Partition of property
Important Notice
Please consult
Newsletter number 32,
Amendments to the Regulation respecting supplemental pension plans effective 4 January 2018, as well as
division V – Transfer of benefits between spouses
of the
Regulation respecting supplemental pension plans, to find out the rules for partition applicable to spouses in a civil union, the changes to the payment methods applicable to the former spouse, and the calculation of member benefits after partition.
Partition consists in paying the "debt"
A spouse pays his or her debt in cash or by transferring property that belongs to him or her. The spouse can transfer property in its entirety, even if part of the property did not accumulate during the marriage. He or she can hand over any property, even property that is not part of the mass for partition, for example, a property that is not part of the family patrimony.
The method of paying the debt must agreed upon by the spouses, or determined by the judge, taking into consideration the preferences and needs of each spouse.
Even if certain property that is part of the mass for partition are not touched, this does not necessarily mean that a spouse renounces his or her rights. It may mean that the debt was paid with another property.
In a pension plan
Partition of a pension plan consists, for the member, in paying his or her debt by transferring to his or her spouse a part of the benefits accumulated in the plan. Thus, it is the member's debt, not a pension fund debt.
Applicable rules of partition
The
Civil Code provides that, for the purposes of family patrimony, no one may contravene the rules of partition provided for in specific laws, such as the
Supplemental Pension Plans Act
.
When the member no longer has benefits in the plan
If the plan administrator receives an application for partition even though the member no longer has benefits in the plan (for example, the benefits were transferred or the member is deceased), he does not have to act on the application.
However, the former member's debt is not cancelled. The former member or his or her estate must pay the debt with other property, for example, with the amounts that the member has in his or her locked-in retirement account (LIRA).
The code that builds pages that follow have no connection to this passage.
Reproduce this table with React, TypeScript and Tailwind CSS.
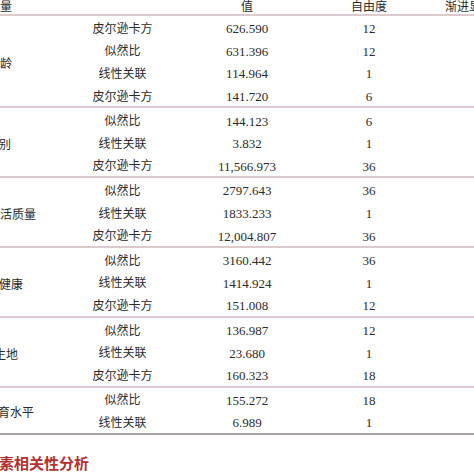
import React from "react";

type Row = { m: string; v: string; d: string };
type Group = { label: string; off: string; rows: Row[] };

const groups: Group[] = [
  {
    label: "年龄",
    off: "ml-[-12px]",
    rows: [
      { m: "皮尔逊卡方", v: "626.590", d: "12" },
      { m: "似然比", v: "631.396", d: "12" },
      { m: "线性关联", v: "114.964", d: "1" },
      { m: "皮尔逊卡方", v: "141.720", d: "6" },
    ],
  },
  {
    label: "性别",
    off: "ml-[-13px]",
    rows: [
      { m: "似然比", v: "144.123", d: "6" },
      { m: "线性关联", v: "3.832", d: "1" },
      { m: "皮尔逊卡方", v: "11,566.973", d: "36" },
    ],
  },
  {
    label: "生活质量",
    off: "ml-[-12px]",
    rows: [
      { m: "似然比", v: "2797.643", d: "36" },
      { m: "线性关联", v: "1833.233", d: "1" },
      { m: "皮尔逊卡方", v: "12,004.807", d: "36" },
    ],
  },
  {
    label: "身体健康",
    off: "ml-[-25px]",
    rows: [
      { m: "似然比", v: "3160.442", d: "36" },
      { m: "线性关联", v: "1414.924", d: "1" },
      { m: "皮尔逊卡方", v: "151.008", d: "12" },
    ],
  },
  {
    label: "出生地",
    off: "ml-[-18px]",
    rows: [
      { m: "似然比", v: "136.987", d: "12" },
      { m: "线性关联", v: "23.680", d: "1" },
      { m: "皮尔逊卡方", v: "160.323", d: "18" },
    ],
  },
  {
    label: "教育水平",
    off: "ml-[-14px]",
    rows: [
      { m: "似然比", v: "155.272", d: "18" },
      { m: "线性关联", v: "6.989", d: "1" },
    ],
  },
];

export default function App() {
  return (
    <div className="w-[474px] h-[474px] overflow-hidden bg-white text-[#2b2b2b] [font-family:'Liberation_Serif','Noto_Sans_CJK_SC',serif]">
      <div className="w-[530px]">
        {/* header */}
        <div className="h-[16px] border-b-2 border-[#dccacd] grid grid-cols-[62px_121px_128px_116px_96px] items-center text-[12px] leading-none">
          <div className="whitespace-nowrap">
            <span className="ml-[-12px]">变量</span>
          </div>
          <div />
          <div className="text-center">值</div>
          <div className="text-center">自由度</div>
          <div className="text-center whitespace-nowrap">渐进显著性</div>
        </div>

        {groups.map((g, gi) => (
          <div
            key={gi}
            className={
              gi === groups.length - 1
                ? "flex border-b-2 border-[#aaa3a4]"
                : "flex border-b-2 border-[#dccacd]"
            }
          >
            <div className="w-[62px] shrink-0 flex items-center pt-[6px] whitespace-nowrap text-[12px] leading-none">
              <span className={g.off}>{g.label}</span>
            </div>
            <div className="flex-1 flex flex-col">
              {g.rows.map((r, ri) => (
                <div
                  key={ri}
                  className="h-[22.6px] pt-[3px] grid grid-cols-[121px_128px_116px_96px] items-center leading-none"
                >
                  <div className="text-center text-[12px]">{r.m}</div>
                  <div className="text-center text-[13px]">{r.v}</div>
                  <div className="text-center text-[13px]">{r.d}</div>
                  <div />
                </div>
              ))}
            </div>
          </div>
        ))}

        <div className="mt-[17px] whitespace-nowrap text-[15px] font-bold leading-[22px] text-[#b5302f] [font-family:'Noto_Sans_CJK_SC',sans-serif]">
          <span className="ml-[-16px]">因素相关性分析</span>
        </div>
      </div>
    </div>
  );
}
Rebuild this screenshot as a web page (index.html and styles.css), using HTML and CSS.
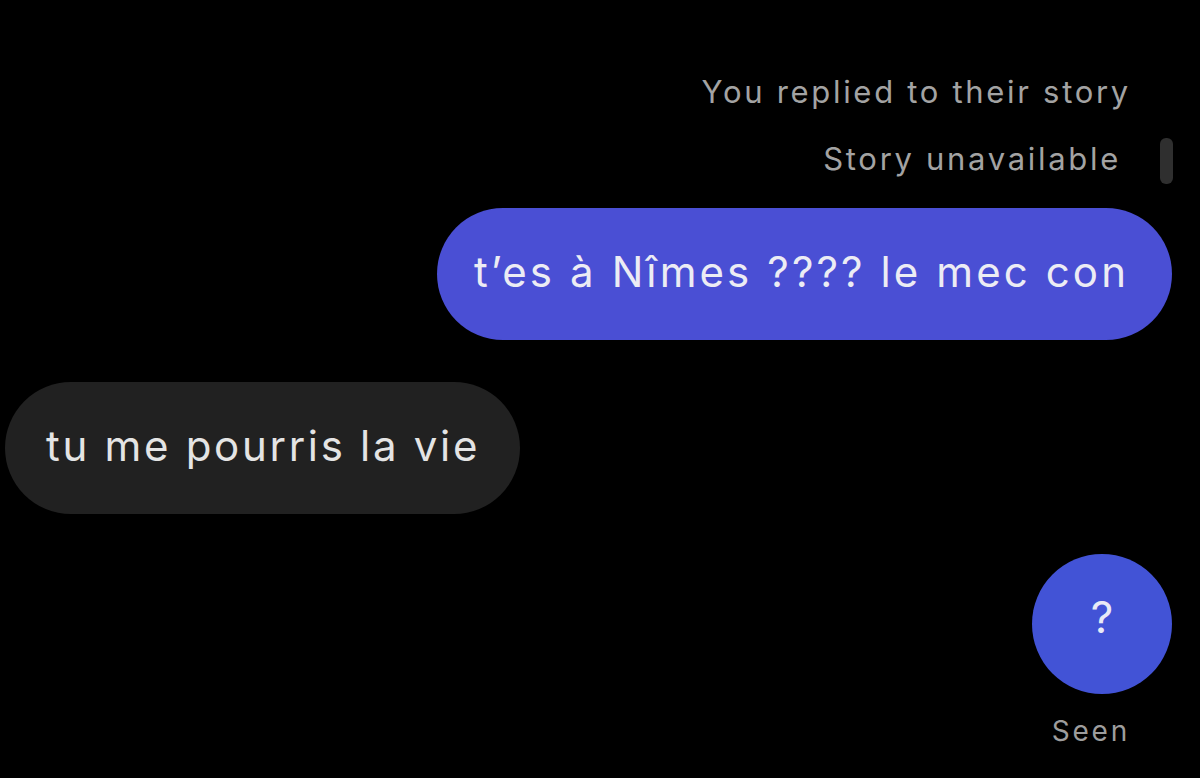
FILE: index.html
```html
<!DOCTYPE html>
<html lang="fr">
<head>
<meta charset="utf-8">
<link rel="stylesheet" href="styles.css">
<title>Messages</title>
</head>
<body>
<div class="chat">
  <div class="meta-block">
    <div class="meta replied">You replied to their story</div>
    <div class="meta-row">
      <div class="meta unavailable">Story unavailable</div>
      <div class="story-bar"></div>
    </div>
  </div>
  <div class="row out">
    <div class="bubble blue">t’es à Nîmes ???? le mec con</div>
  </div>
  <div class="row in">
    <div class="bubble grey">tu me pourris la vie</div>
  </div>
  <div class="row out">
    <div class="circle">?</div>
  </div>
  <div class="row out">
    <div class="seen">Seen</div>
  </div>
</div>
</body>
</html>
```
FILE: styles.css
```css
html, body {
  margin: 0;
  padding: 0;
  background: #000;
  width: 1200px;
  height: 778px;
  overflow: hidden;
}
.chat {
  font-family: Inter, "Liberation Sans", Arial, sans-serif;
  display: flex;
  flex-direction: column;
  padding-top: 72px;
}
.meta-block {
  display: flex;
  flex-direction: column;
  align-items: flex-end;
  padding-right: 27px;
}
.meta {
  color: #a3a3a3;
  font-size: 31px;
  line-height: 40px;
  letter-spacing: 2.7px;
}
.replied {
  margin-right: 42px;
}
.meta-row {
  display: flex;
  align-items: center;
  margin-top: 22px;
}
.unavailable {
  margin-right: 39px;
}
.story-bar {
  width: 13px;
  height: 46px;
  border-radius: 6px;
  background: #2f2f2f;
  margin-top: 4px;
}
.row {
  display: flex;
}
.row.out {
  justify-content: flex-end;
  padding-right: 28px;
}
.row.in {
  justify-content: flex-start;
  padding-left: 5px;
}
.bubble {
  height: 132px;
  border-radius: 66px;
  display: flex;
  align-items: center;
  font-size: 42px;
  box-sizing: border-box;
  padding-bottom: 6px;
}
.bubble.blue {
  margin-top: 24px;
  width: 735px;
  background: #4a4fd4;
  color: #ececf4;
  padding-left: 37px;
  letter-spacing: 3.1px;
}
.bubble.grey {
  margin-top: 42px;
  width: 515px;
  background: #212121;
  color: #e4e4e4;
  padding-left: 41px;
  letter-spacing: 2.7px;
}
.circle {
  margin-top: 40px;
  width: 140px;
  height: 140px;
  border-radius: 50%;
  background: #4253d6;
  color: #e8eaf6;
  font-size: 44px;
  display: flex;
  align-items: center;
  justify-content: center;
  box-sizing: border-box;
  padding-bottom: 14px;
}
.seen {
  margin-top: 18px;
  margin-right: 42px;
  color: #9d9d9d;
  font-size: 28px;
  line-height: 38px;
  letter-spacing: 2.8px;
}
```
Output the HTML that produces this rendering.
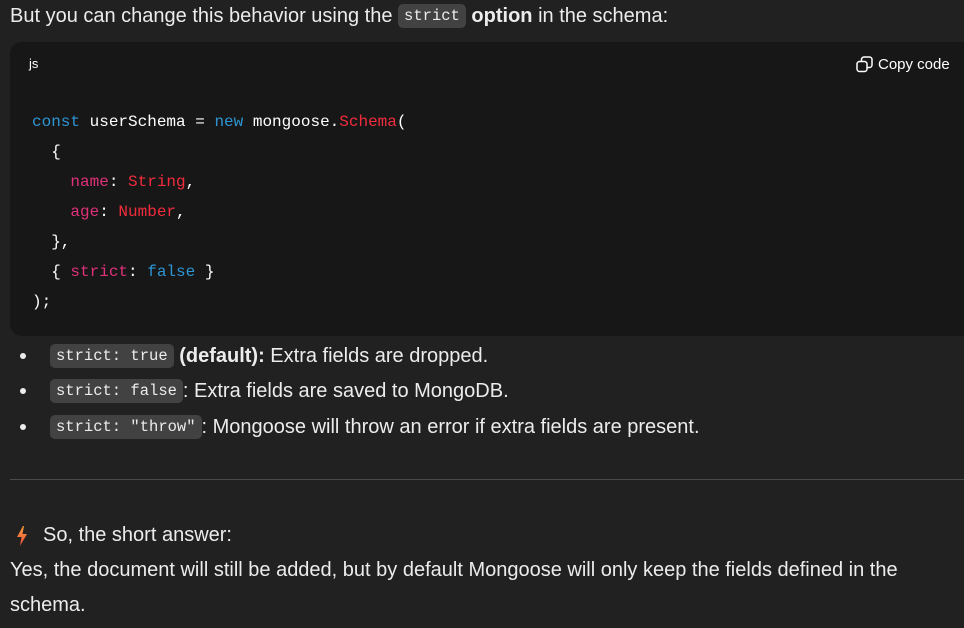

Limit of 50% of the benefits
The
Civil Code provides that the debt related to partition of the family patrimony cannot be paid by transferring more than half of the benefits in pension plans subject to or established by an act such as the
Supplemental Pension Plans Act.
This rule applies only:
- to partition of the family patrimony (and not, for example for the partition of acquests)
- to plans subject to or established by a legislative act (and not, for example, to an
LIRA or an
RRSP).
The 50% limit (50% of the total benefits, not 50% of benefits accumulated during the marriage) is calculated according to the value at the time of valuation, before interest.
- It applies to all of the plans subject to or established by a legislative act. For example, if a spouse has benefits in 2 pension plans, the first with a value of 30 000 $ and the second with a value of 25 000 $, he or she can transfer the total value of the benefits in the second plan.
For de facto (common law) spouses, the
Supplemental Pension Plans Act provides for a similar limit. However, it applies to each plan subject to that Act.
Given the information above, the plan administrator cannot always know with certainty that a judgment granting more than half of the total value of the benefits in a plan exceeds the aggregate for all that member's plans.